Extracted data:
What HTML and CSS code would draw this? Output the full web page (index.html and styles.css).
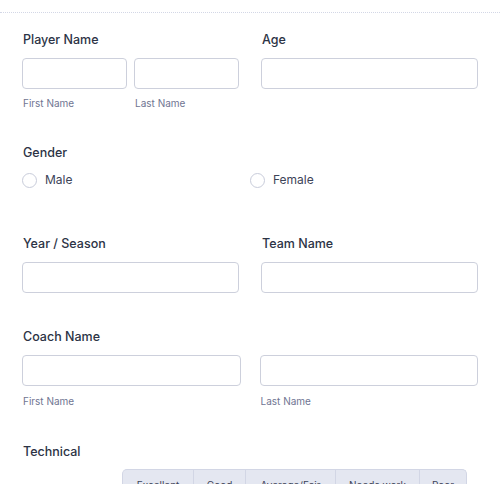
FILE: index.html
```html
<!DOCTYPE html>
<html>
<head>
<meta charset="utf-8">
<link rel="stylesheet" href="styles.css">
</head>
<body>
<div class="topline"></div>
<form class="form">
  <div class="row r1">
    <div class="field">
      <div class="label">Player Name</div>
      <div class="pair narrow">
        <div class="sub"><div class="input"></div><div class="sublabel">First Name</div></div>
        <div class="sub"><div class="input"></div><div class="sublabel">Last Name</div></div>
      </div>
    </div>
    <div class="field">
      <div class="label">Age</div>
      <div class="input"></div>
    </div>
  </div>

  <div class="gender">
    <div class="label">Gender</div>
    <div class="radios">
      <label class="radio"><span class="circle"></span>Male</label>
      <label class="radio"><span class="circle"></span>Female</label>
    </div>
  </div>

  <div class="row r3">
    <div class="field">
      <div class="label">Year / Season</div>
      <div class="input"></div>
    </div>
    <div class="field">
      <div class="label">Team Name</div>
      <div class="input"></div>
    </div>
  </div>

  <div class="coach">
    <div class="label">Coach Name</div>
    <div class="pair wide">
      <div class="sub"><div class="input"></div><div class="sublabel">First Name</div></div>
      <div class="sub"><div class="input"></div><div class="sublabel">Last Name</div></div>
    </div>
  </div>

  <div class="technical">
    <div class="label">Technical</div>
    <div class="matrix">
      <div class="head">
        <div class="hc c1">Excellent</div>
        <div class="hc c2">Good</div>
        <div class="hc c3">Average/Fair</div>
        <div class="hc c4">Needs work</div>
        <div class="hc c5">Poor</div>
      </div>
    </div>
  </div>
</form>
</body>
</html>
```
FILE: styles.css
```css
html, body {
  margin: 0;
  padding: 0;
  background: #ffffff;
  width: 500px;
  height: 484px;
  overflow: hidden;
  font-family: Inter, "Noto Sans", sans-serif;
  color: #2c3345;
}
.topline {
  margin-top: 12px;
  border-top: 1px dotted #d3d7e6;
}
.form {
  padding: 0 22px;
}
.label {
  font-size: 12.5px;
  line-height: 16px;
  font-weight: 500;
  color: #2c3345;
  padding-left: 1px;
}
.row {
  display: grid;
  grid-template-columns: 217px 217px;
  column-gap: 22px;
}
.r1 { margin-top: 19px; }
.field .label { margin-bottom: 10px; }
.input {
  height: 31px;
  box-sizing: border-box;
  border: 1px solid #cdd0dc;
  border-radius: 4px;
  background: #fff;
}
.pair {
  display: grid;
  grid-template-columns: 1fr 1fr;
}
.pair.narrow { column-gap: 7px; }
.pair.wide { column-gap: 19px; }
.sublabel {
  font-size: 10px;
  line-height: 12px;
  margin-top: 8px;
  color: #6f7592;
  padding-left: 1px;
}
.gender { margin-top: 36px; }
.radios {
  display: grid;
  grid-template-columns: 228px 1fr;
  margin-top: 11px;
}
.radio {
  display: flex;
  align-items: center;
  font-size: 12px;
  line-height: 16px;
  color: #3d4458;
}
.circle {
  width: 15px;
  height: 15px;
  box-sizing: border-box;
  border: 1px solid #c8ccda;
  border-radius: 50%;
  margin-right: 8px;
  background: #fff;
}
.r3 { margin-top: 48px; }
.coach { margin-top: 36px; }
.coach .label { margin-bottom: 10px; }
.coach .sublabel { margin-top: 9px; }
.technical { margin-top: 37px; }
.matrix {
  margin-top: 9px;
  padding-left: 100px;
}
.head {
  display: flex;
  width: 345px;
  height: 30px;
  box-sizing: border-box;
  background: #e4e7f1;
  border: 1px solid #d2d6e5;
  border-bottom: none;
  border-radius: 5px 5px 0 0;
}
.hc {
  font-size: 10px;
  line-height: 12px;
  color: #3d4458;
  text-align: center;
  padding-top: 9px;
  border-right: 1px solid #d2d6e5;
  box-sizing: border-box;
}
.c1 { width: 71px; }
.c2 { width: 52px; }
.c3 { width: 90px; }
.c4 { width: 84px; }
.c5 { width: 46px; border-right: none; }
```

---

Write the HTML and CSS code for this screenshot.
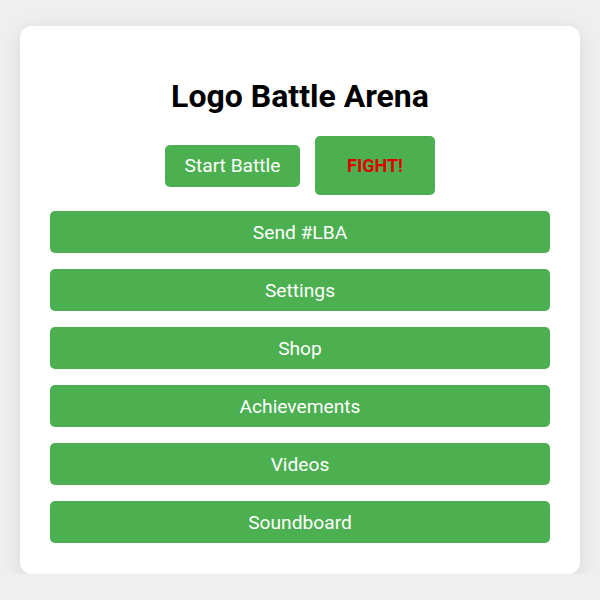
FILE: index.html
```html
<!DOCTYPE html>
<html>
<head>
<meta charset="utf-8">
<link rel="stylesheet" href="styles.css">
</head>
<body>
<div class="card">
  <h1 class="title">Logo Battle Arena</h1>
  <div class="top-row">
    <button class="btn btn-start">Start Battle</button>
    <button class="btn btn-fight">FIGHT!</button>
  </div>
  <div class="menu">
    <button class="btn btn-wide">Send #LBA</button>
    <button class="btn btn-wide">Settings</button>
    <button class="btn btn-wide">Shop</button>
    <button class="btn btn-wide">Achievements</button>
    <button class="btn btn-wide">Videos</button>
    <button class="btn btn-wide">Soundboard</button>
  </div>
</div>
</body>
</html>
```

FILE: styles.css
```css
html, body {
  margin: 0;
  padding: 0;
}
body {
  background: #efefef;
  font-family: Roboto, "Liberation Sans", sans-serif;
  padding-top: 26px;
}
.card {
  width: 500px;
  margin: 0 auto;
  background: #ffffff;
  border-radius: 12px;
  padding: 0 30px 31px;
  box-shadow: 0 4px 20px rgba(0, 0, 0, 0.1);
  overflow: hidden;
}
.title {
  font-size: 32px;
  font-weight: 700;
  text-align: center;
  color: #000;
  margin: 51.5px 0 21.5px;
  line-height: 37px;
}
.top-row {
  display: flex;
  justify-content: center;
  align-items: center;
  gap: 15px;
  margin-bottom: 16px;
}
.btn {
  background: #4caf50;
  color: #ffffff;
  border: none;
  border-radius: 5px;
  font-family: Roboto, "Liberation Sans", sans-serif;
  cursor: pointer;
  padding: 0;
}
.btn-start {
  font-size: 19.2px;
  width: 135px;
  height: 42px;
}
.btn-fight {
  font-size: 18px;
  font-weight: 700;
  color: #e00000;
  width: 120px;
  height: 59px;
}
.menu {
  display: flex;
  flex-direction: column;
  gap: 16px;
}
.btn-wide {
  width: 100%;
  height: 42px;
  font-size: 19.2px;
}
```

What to work on:
Extract all lines from the material above that include the word "this".

Result of the task:
What HTML and CSS code would draw this? Output the full web page (index.html and styles.css).
Write the HTML and CSS code for this screenshot.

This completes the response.